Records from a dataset
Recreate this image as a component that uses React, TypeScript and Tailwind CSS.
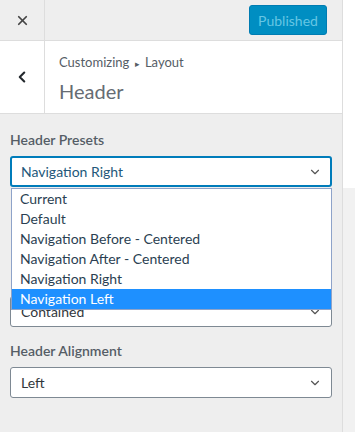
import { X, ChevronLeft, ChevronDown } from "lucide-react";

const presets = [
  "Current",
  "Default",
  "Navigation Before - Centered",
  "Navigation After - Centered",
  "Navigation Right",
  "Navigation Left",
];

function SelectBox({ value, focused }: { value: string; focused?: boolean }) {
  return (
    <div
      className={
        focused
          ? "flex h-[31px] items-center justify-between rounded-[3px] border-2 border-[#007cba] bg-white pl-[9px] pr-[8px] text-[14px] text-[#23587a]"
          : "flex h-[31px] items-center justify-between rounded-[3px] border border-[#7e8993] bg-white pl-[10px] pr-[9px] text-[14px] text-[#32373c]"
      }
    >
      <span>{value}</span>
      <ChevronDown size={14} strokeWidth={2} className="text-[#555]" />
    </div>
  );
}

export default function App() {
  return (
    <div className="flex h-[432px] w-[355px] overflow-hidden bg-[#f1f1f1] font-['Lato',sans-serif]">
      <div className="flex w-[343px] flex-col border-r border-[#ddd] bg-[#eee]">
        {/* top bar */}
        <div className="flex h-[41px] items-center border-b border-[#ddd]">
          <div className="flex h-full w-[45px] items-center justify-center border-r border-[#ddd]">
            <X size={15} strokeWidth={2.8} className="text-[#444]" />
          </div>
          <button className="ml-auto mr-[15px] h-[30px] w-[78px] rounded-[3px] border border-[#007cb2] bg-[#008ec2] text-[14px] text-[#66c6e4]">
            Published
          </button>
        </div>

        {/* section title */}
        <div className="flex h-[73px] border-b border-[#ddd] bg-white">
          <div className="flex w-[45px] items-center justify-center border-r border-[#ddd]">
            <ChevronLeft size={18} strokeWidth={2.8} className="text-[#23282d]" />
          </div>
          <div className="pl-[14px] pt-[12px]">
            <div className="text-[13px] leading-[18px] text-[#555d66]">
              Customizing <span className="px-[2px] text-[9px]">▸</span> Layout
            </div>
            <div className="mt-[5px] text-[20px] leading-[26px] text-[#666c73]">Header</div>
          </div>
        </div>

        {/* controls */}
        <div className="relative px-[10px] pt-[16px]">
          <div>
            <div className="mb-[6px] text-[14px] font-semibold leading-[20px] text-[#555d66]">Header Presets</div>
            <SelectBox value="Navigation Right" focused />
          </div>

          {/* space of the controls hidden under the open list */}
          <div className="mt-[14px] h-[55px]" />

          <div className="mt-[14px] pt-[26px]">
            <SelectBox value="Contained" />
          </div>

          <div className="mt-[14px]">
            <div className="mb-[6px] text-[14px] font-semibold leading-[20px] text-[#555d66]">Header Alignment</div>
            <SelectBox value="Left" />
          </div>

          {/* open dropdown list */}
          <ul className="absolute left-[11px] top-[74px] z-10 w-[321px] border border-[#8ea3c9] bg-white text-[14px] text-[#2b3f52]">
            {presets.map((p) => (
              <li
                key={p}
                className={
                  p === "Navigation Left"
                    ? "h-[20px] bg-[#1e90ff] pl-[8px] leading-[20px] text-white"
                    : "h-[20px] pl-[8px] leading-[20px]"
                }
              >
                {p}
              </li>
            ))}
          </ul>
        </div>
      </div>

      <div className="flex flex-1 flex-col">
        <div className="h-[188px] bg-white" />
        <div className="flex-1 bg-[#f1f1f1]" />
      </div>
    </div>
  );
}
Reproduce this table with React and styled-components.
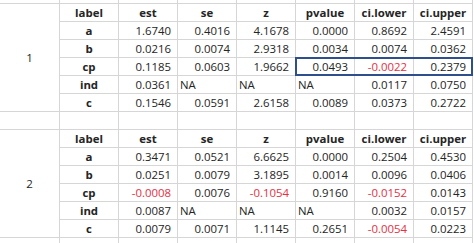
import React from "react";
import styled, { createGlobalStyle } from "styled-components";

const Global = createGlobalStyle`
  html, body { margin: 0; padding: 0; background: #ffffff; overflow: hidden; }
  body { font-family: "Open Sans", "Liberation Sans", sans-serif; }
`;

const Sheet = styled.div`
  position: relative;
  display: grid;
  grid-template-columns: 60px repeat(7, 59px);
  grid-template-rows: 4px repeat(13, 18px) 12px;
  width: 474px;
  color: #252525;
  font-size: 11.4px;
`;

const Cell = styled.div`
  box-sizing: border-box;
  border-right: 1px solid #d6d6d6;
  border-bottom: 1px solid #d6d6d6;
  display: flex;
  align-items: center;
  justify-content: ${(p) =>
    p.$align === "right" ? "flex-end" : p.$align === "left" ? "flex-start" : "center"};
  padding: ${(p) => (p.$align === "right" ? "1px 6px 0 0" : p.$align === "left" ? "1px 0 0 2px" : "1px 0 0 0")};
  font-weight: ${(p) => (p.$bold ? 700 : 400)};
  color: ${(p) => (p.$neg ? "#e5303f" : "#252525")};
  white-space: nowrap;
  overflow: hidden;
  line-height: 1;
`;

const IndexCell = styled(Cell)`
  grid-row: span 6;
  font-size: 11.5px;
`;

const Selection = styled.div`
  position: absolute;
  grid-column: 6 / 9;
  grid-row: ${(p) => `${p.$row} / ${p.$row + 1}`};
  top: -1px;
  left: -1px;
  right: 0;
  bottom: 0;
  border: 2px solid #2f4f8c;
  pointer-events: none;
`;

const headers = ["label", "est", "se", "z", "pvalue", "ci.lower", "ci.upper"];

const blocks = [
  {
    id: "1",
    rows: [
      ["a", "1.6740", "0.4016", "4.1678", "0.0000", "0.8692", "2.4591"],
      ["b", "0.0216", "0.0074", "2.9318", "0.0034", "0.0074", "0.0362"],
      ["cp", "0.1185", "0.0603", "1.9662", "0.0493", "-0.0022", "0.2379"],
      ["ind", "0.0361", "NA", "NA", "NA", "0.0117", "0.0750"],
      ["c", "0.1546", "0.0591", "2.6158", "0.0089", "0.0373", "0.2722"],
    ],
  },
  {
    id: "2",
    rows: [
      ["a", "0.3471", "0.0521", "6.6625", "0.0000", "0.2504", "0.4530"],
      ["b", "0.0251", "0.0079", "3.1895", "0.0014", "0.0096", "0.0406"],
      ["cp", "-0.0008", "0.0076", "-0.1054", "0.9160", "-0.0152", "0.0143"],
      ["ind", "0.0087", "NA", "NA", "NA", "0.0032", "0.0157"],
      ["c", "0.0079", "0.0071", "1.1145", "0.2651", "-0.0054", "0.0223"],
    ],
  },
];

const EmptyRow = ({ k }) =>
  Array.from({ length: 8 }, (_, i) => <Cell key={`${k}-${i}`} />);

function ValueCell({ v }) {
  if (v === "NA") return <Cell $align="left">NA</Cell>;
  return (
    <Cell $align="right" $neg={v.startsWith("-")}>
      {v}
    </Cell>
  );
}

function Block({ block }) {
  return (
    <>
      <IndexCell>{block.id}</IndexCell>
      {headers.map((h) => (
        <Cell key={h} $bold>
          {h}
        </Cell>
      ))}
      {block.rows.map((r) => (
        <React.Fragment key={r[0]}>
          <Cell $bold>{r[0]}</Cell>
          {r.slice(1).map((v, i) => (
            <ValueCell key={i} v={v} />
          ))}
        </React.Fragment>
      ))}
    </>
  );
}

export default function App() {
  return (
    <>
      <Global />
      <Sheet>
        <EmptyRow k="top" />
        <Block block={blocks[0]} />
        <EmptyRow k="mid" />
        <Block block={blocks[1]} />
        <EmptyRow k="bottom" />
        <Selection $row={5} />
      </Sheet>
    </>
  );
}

» **Exercise**: Write out the records above exactly as they stand, leaving out every picture.

» **Expected output**:
Recreate this image as a component that uses React, TypeScript and Tailwind CSS.
import { X, ChevronLeft, ChevronDown } from "lucide-react";

const presets = [
  "Current",
  "Default",
  "Navigation Before - Centered",
  "Navigation After - Centered",
  "Navigation Right",
  "Navigation Left",
];

function SelectBox({ value, focused }: { value: string; focused?: boolean }) {
  return (
    <div
      className={
        focused
          ? "flex h-[31px] items-center justify-between rounded-[3px] border-2 border-[#007cba] bg-white pl-[9px] pr-[8px] text-[14px] text-[#23587a]"
          : "flex h-[31px] items-center justify-between rounded-[3px] border border-[#7e8993] bg-white pl-[10px] pr-[9px] text-[14px] text-[#32373c]"
      }
    >
      <span>{value}</span>
      <ChevronDown size={14} strokeWidth={2} className="text-[#555]" />
    </div>
  );
}

export default function App() {
  return (
    <div className="flex h-[432px] w-[355px] overflow-hidden bg-[#f1f1f1] font-['Lato',sans-serif]">
      <div className="flex w-[343px] flex-col border-r border-[#ddd] bg-[#eee]">
        {/* top bar */}
        <div className="flex h-[41px] items-center border-b border-[#ddd]">
          <div className="flex h-full w-[45px] items-center justify-center border-r border-[#ddd]">
            <X size={15} strokeWidth={2.8} className="text-[#444]" />
          </div>
          <button className="ml-auto mr-[15px] h-[30px] w-[78px] rounded-[3px] border border-[#007cb2] bg-[#008ec2] text-[14px] text-[#66c6e4]">
            Published
          </button>
        </div>

        {/* section title */}
        <div className="flex h-[73px] border-b border-[#ddd] bg-white">
          <div className="flex w-[45px] items-center justify-center border-r border-[#ddd]">
            <ChevronLeft size={18} strokeWidth={2.8} className="text-[#23282d]" />
          </div>
          <div className="pl-[14px] pt-[12px]">
            <div className="text-[13px] leading-[18px] text-[#555d66]">
              Customizing <span className="px-[2px] text-[9px]">▸</span> Layout
            </div>
            <div className="mt-[5px] text-[20px] leading-[26px] text-[#666c73]">Header</div>
          </div>
        </div>

        {/* controls */}
        <div className="relative px-[10px] pt-[16px]">
          <div>
            <div className="mb-[6px] text-[14px] font-semibold leading-[20px] text-[#555d66]">Header Presets</div>
            <SelectBox value="Navigation Right" focused />
          </div>

          {/* space of the controls hidden under the open list */}
          <div className="mt-[14px] h-[55px]" />

          <div className="mt-[14px] pt-[26px]">
            <SelectBox value="Contained" />
          </div>

          <div className="mt-[14px]">
            <div className="mb-[6px] text-[14px] font-semibold leading-[20px] text-[#555d66]">Header Alignment</div>
            <SelectBox value="Left" />
          </div>

          {/* open dropdown list */}
          <ul className="absolute left-[11px] top-[74px] z-10 w-[321px] border border-[#8ea3c9] bg-white text-[14px] text-[#2b3f52]">
            {presets.map((p) => (
              <li
                key={p}
                className={
                  p === "Navigation Left"
                    ? "h-[20px] bg-[#1e90ff] pl-[8px] leading-[20px] text-white"
                    : "h-[20px] pl-[8px] leading-[20px]"
                }
              >
                {p}
              </li>
            ))}
          </ul>
        </div>
      </div>

      <div className="flex flex-1 flex-col">
        <div className="h-[188px] bg-white" />
        <div className="flex-1 bg-[#f1f1f1]" />
      </div>
    </div>
  );
}
Reproduce this table with React and styled-components.
import React from "react";
import styled, { createGlobalStyle } from "styled-components";

const Global = createGlobalStyle`
  html, body { margin: 0; padding: 0; background: #ffffff; overflow: hidden; }
  body { font-family: "Open Sans", "Liberation Sans", sans-serif; }
`;

const Sheet = styled.div`
  position: relative;
  display: grid;
  grid-template-columns: 60px repeat(7, 59px);
  grid-template-rows: 4px repeat(13, 18px) 12px;
  width: 474px;
  color: #252525;
  font-size: 11.4px;
`;

const Cell = styled.div`
  box-sizing: border-box;
  border-right: 1px solid #d6d6d6;
  border-bottom: 1px solid #d6d6d6;
  display: flex;
  align-items: center;
  justify-content: ${(p) =>
    p.$align === "right" ? "flex-end" : p.$align === "left" ? "flex-start" : "center"};
  padding: ${(p) => (p.$align === "right" ? "1px 6px 0 0" : p.$align === "left" ? "1px 0 0 2px" : "1px 0 0 0")};
  font-weight: ${(p) => (p.$bold ? 700 : 400)};
  color: ${(p) => (p.$neg ? "#e5303f" : "#252525")};
  white-space: nowrap;
  overflow: hidden;
  line-height: 1;
`;

const IndexCell = styled(Cell)`
  grid-row: span 6;
  font-size: 11.5px;
`;

const Selection = styled.div`
  position: absolute;
  grid-column: 6 / 9;
  grid-row: ${(p) => `${p.$row} / ${p.$row + 1}`};
  top: -1px;
  left: -1px;
  right: 0;
  bottom: 0;
  border: 2px solid #2f4f8c;
  pointer-events: none;
`;

const headers = ["label", "est", "se", "z", "pvalue", "ci.lower", "ci.upper"];

const blocks = [
  {
    id: "1",
    rows: [
      ["a", "1.6740", "0.4016", "4.1678", "0.0000", "0.8692", "2.4591"],
      ["b", "0.0216", "0.0074", "2.9318", "0.0034", "0.0074", "0.0362"],
      ["cp", "0.1185", "0.0603", "1.9662", "0.0493", "-0.0022", "0.2379"],
      ["ind", "0.0361", "NA", "NA", "NA", "0.0117", "0.0750"],
      ["c", "0.1546", "0.0591", "2.6158", "0.0089", "0.0373", "0.2722"],
    ],
  },
  {
    id: "2",
    rows: [
      ["a", "0.3471", "0.0521", "6.6625", "0.0000", "0.2504", "0.4530"],
      ["b", "0.0251", "0.0079", "3.1895", "0.0014", "0.0096", "0.0406"],
      ["cp", "-0.0008", "0.0076", "-0.1054", "0.9160", "-0.0152", "0.0143"],
      ["ind", "0.0087", "NA", "NA", "NA", "0.0032", "0.0157"],
      ["c", "0.0079", "0.0071", "1.1145", "0.2651", "-0.0054", "0.0223"],
    ],
  },
];

const EmptyRow = ({ k }) =>
  Array.from({ length: 8 }, (_, i) => <Cell key={`${k}-${i}`} />);

function ValueCell({ v }) {
  if (v === "NA") return <Cell $align="left">NA</Cell>;
  return (
    <Cell $align="right" $neg={v.startsWith("-")}>
      {v}
    </Cell>
  );
}

function Block({ block }) {
  return (
    <>
      <IndexCell>{block.id}</IndexCell>
      {headers.map((h) => (
        <Cell key={h} $bold>
          {h}
        </Cell>
      ))}
      {block.rows.map((r) => (
        <React.Fragment key={r[0]}>
          <Cell $bold>{r[0]}</Cell>
          {r.slice(1).map((v, i) => (
            <ValueCell key={i} v={v} />
          ))}
        </React.Fragment>
      ))}
    </>
  );
}

export default function App() {
  return (
    <>
      <Global />
      <Sheet>
        <EmptyRow k="top" />
        <Block block={blocks[0]} />
        <EmptyRow k="mid" />
        <Block block={blocks[1]} />
        <EmptyRow k="bottom" />
        <Selection $row={5} />
      </Sheet>
    </>
  );
}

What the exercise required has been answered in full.